-- Written exercise --
Set down, exactly as written, the lines from the top of the data to the line that holds "import React from", and omit the pictures.

-- Provided material --
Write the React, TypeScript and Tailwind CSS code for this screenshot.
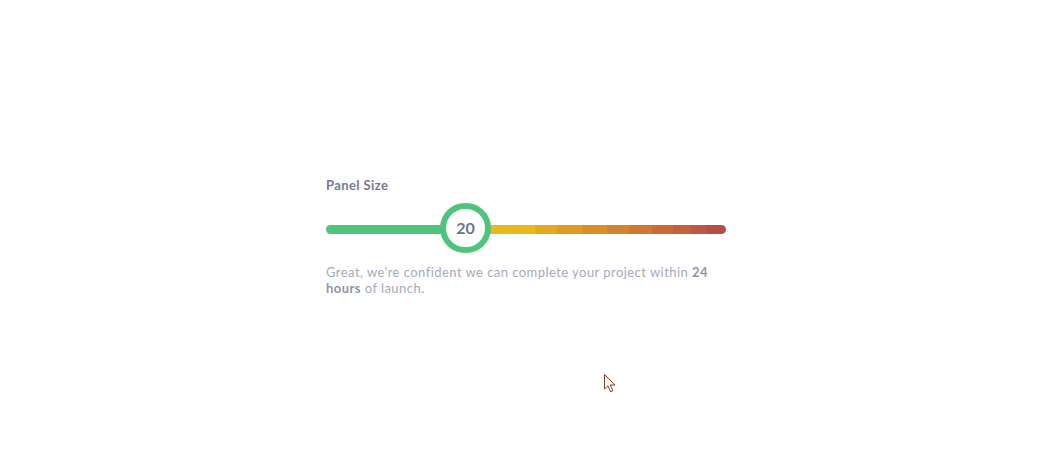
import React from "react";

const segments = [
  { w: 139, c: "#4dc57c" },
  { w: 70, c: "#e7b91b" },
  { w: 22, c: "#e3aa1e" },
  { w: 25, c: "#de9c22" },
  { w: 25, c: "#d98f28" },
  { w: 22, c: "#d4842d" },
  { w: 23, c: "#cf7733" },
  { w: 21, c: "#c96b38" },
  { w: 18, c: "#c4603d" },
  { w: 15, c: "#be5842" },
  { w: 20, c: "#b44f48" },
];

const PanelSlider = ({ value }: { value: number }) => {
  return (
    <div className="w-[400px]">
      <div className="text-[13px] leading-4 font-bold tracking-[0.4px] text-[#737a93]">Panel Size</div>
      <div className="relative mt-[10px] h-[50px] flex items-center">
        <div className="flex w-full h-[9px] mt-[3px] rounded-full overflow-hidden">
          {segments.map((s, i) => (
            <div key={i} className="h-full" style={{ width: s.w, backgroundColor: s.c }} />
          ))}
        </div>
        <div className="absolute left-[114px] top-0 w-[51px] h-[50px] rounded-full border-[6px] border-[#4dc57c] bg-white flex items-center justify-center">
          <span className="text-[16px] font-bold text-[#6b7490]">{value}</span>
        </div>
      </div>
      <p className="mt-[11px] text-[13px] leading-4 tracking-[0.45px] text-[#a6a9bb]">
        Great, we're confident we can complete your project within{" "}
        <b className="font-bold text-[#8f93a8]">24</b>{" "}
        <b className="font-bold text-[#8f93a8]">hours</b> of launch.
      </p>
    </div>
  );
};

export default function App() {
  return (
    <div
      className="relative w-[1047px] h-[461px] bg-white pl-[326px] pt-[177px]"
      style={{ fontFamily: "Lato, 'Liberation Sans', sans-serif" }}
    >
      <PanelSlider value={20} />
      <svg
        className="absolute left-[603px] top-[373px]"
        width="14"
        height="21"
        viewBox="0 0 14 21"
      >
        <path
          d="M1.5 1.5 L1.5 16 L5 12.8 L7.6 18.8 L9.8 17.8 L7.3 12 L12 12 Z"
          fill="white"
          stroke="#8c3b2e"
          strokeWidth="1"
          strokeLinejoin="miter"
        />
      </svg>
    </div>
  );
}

-- Response to this task --
Write the React, TypeScript and Tailwind CSS code for this screenshot.
import React from "react";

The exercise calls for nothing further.